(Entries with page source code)
>>>
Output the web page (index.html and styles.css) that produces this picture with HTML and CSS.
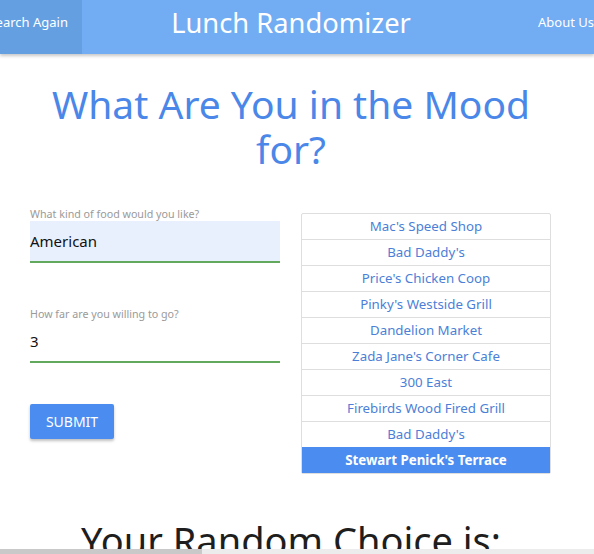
FILE: index.html
```html
<!DOCTYPE html>
<html lang="en">
<head>
<meta charset="utf-8">
<title>Lunch Randomizer</title>
<link rel="stylesheet" href="styles.css">
</head>
<body>
<header class="nav">
  <a class="nav-again" href="#">Search Again</a>
  <div class="nav-title">Lunch Randomizer</div>
  <a class="nav-about" href="#">About Us</a>
</header>
<main class="main">
  <h1 class="mood">What Are You in the Mood for?</h1>
  <section class="picker">
    <form class="form">
      <div class="field">
        <label class="field-label">What kind of food would you like?</label>
        <div class="field-input autofill">American</div>
      </div>
      <div class="field">
        <label class="field-label">How far are you willing to go?</label>
        <div class="field-input">3</div>
      </div>
      <button class="submit" type="button">SUBMIT</button>
    </form>
    <ul class="list">
      <li class="list-item">Mac's Speed Shop</li>
      <li class="list-item">Bad Daddy's</li>
      <li class="list-item">Price's Chicken Coop</li>
      <li class="list-item">Pinky's Westside Grill</li>
      <li class="list-item">Dandelion Market</li>
      <li class="list-item">Zada Jane's Corner Cafe</li>
      <li class="list-item">300 East</li>
      <li class="list-item">Firebirds Wood Fired Grill</li>
      <li class="list-item">Bad Daddy's</li>
      <li class="list-item active">Stewart Penick's Terrace</li>
    </ul>
  </section>
  <h2 class="choice">Your Random Choice is:</h2>
</main>
<div class="hscroll"><div class="hscroll-thumb"></div></div>
</body>
</html>
```
FILE: styles.css
```css
html, body {
  margin: 0;
  padding: 0;
  overflow: hidden;
  height: 554px;
  background: #fff;
}
body {
  font-family: "Noto Sans", "Open Sans", sans-serif;
  color: #222;
}
.nav {
  display: grid;
  grid-template-columns: 82px 1fr 56px;
  height: 54px;
  background: #72acf3;
  box-shadow: 0 2px 3px rgba(0,0,0,0.22);
  overflow: hidden;
  position: relative;
  z-index: 1;
}
.nav-again {
  display: flex;
  align-items: center;
  justify-content: flex-end;
  padding-right: 14px;
  background: #649fe2;
  color: #fff;
  font-size: 13px;
  text-decoration: none;
  white-space: nowrap;
  overflow: hidden;
  padding-bottom: 10px;
}
.nav-title {
  display: flex;
  align-items: center;
  justify-content: center;
  padding-right: 38px;
  color: #fff;
  font-size: 27.3px;
  padding-bottom: 10px;
}
.nav-about {
  display: flex;
  align-items: center;
  color: #fff;
  font-size: 13px;
  text-decoration: none;
  white-space: nowrap;
  padding-bottom: 10px;
}
.main {
  padding-right: 12px;
}
.mood {
  max-width: 500px;
  margin: 27px auto 0;
  text-align: center;
  font-weight: 400;
  font-size: 39px;
  line-height: 45px;
  color: #4a87e8;
}
.picker {
  display: grid;
  grid-template-columns: 250px 250px;
  column-gap: 21px;
  padding-left: 30px;
  margin-top: 37px;
  align-items: start;
}
.form {
  display: flex;
  flex-direction: column;
  align-items: flex-start;
}
.field {
  align-self: stretch;
  display: flex;
  flex-direction: column;
  margin-bottom: 45px;
}
.field + .field {
  margin-bottom: 41px;
}
.field-label {
  font-size: 10.7px;
  line-height: 12px;
  color: #9a9a9a;
}
.field-input {
  height: 40px;
  margin-top: 1px;
  display: flex;
  align-items: center;
  font-size: 15px;
  color: #111;
  border-bottom: 2px solid #62a95e;
}
.autofill {
  background: #e8f0fe;
}
.submit {
  width: 84px;
  height: 35px;
  border: 0;
  border-radius: 2px;
  background: #4a8cf0;
  color: #fff;
  font-family: inherit;
  font-size: 14px;
  box-shadow: 0 2px 3px rgba(0,0,0,0.25);
  padding: 0;
}
.list {
  list-style: none;
  margin: 5px 0 0;
  padding: 0;
  border: 1px solid #dedede;
  border-radius: 2px;
}
.list-item {
  height: 25px;
  line-height: 25px;
  text-align: center;
  font-size: 13.3px;
  color: #4b7fd8;
  border-top: 1px solid #dedede;
  white-space: nowrap;
}
.list-item:first-child {
  border-top: 0;
}
.list-item.active {
  background: #4a8cf0;
  color: #fff;
  font-weight: 700;
  border-top-color: #4a8cf0;
}
.choice {
  margin: 44px 0 0;
  text-align: center;
  font-weight: 400;
  font-size: 38px;
  line-height: 44px;
  color: #1e1e1e;
  white-space: nowrap;
}
.hscroll {
  position: fixed;
  left: 0;
  right: 0;
  bottom: 0;
  height: 5px;
  background: #ececec;
  z-index: 2;
}
.hscroll-thumb {
  width: 202px;
  height: 100%;
  background: #c9c9c9;
}
```
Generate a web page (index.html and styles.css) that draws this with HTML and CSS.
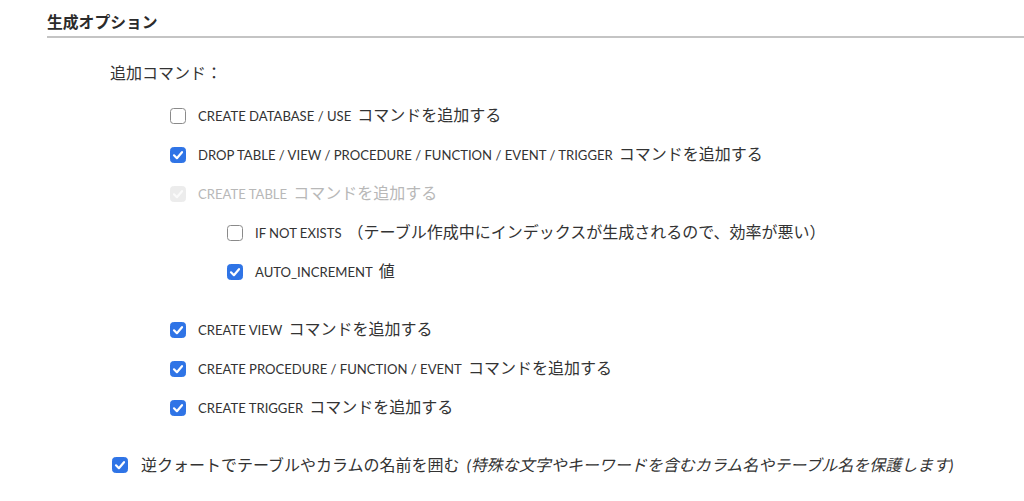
FILE: index.html
```html
<!DOCTYPE html>
<html lang="ja">
<head>
<meta charset="utf-8">
<title>生成オプション</title>
<link rel="stylesheet" href="styles.css">
</head>
<body>
<div class="page">
  <h2 class="title">生成オプション</h2>
  <div class="subhead">追加コマンド：</div>
  <div class="list">
    <label class="row l1"><span class="box"></span><span class="txt"><span class="en">CREATE DATABASE / USE</span> コマンドを追加する</span></label>
    <label class="row l1"><span class="box on"><svg viewBox="0 0 16 16"><path d="M4 8.3 L6.9 11.2 L12 5.2"/></svg></span><span class="txt"><span class="en">DROP TABLE / VIEW / PROCEDURE / FUNCTION / EVENT / TRIGGER</span> コマンドを追加する</span></label>
    <label class="row l1 disabled"><span class="box dis"><svg viewBox="0 0 16 16"><path d="M4 8.3 L6.9 11.2 L12 5.2"/></svg></span><span class="txt"><span class="en">CREATE TABLE</span> コマンドを追加する</span></label>
    <label class="row l2"><span class="box"></span><span class="txt"><span class="en">IF NOT EXISTS</span> （テーブル作成中にインデックスが生成されるので、効率が悪い）</span></label>
    <label class="row l2"><span class="box on"><svg viewBox="0 0 16 16"><path d="M4 8.3 L6.9 11.2 L12 5.2"/></svg></span><span class="txt"><span class="en">AUTO_INCREMENT</span> 値</span></label>
    <div class="spacer"></div>
    <label class="row l1"><span class="box on"><svg viewBox="0 0 16 16"><path d="M4 8.3 L6.9 11.2 L12 5.2"/></svg></span><span class="txt"><span class="en">CREATE VIEW</span> コマンドを追加する</span></label>
    <label class="row l1"><span class="box on"><svg viewBox="0 0 16 16"><path d="M4 8.3 L6.9 11.2 L12 5.2"/></svg></span><span class="txt"><span class="en">CREATE PROCEDURE / FUNCTION / EVENT</span> コマンドを追加する</span></label>
    <label class="row l1"><span class="box on"><svg viewBox="0 0 16 16"><path d="M4 8.3 L6.9 11.2 L12 5.2"/></svg></span><span class="txt"><span class="en">CREATE TRIGGER</span> コマンドを追加する</span></label>
    <div class="spacer last"></div>
    <label class="row l0"><span class="box on"><svg viewBox="0 0 16 16"><path d="M4 8.3 L6.9 11.2 L12 5.2"/></svg></span><span class="txt">逆クォートでテーブルやカラムの名前を囲む <i class="note">(特殊な文字やキーワードを含むカラム名やテーブル名を保護します)</i></span></label>
  </div>
</div>
</body>
</html>
```
FILE: styles.css
```css
html, body {
  margin: 0;
  padding: 0;
  background: #ffffff;
}
body {
  font-family: Lato, "Noto Sans CJK JP", sans-serif;
  color: #333333;
  font-size: 16px;
}
.page {
  padding-top: 11px;
}
.title {
  margin: 0 0 0 47px;
  font-size: 15.8px;
  font-weight: 700;
  line-height: 22px;
  padding-bottom: 3px;
  border-bottom: 2px solid #c4c4c4;
  color: #2b2b2b;
}
.subhead {
  margin-top: 24px;
  padding-left: 110px;
  line-height: 22px;
}
.list {
  margin-top: 12px;
  display: flex;
  flex-direction: column;
}
.row {
  display: flex;
  align-items: center;
  height: 39px;
  gap: 12px;
}
.l1 { padding-left: 170px; }
.l2 { padding-left: 227px; }
.l0 { padding-left: 112px; gap: 13px; }
.spacer { height: 19px; }
.spacer.last { height: 18px; }
.box {
  flex: none;
  box-sizing: border-box;
  width: 16px;
  height: 16px;
  border: 1px solid #8a8a8a;
  border-radius: 3.5px;
  background: #fff;
  display: flex;
}
.box svg {
  width: 16px;
  height: 16px;
  margin: -1px;
}
.box path {
  fill: none;
  stroke: #fff;
  stroke-width: 2.2;
  stroke-linecap: round;
  stroke-linejoin: round;
}
.box.on {
  background: #2f74e6;
  border-color: #2f74e6;
}
.box.dis {
  background: #ececec;
  border-color: #ececec;
}
.box.dis path { stroke: #fafafa; }
.txt {
  line-height: 22px;
  white-space: nowrap;
}
.en {
  font-size: 13.1px;
  margin-right: 2px;
}
.disabled .txt { color: #b8b8b8; }
.note {
  font-style: italic;
  margin-left: 3px;
}
```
<<<
**Task:**
Extract each line holding the word "index" from the records.

**Solution below:**
Output the web page (index.html and styles.css) that produces this picture with HTML and CSS.
FILE: index.html
  z-index: 1;
  z-index: 2;
Generate a web page (index.html and styles.css) that draws this with HTML and CSS.
FILE: index.html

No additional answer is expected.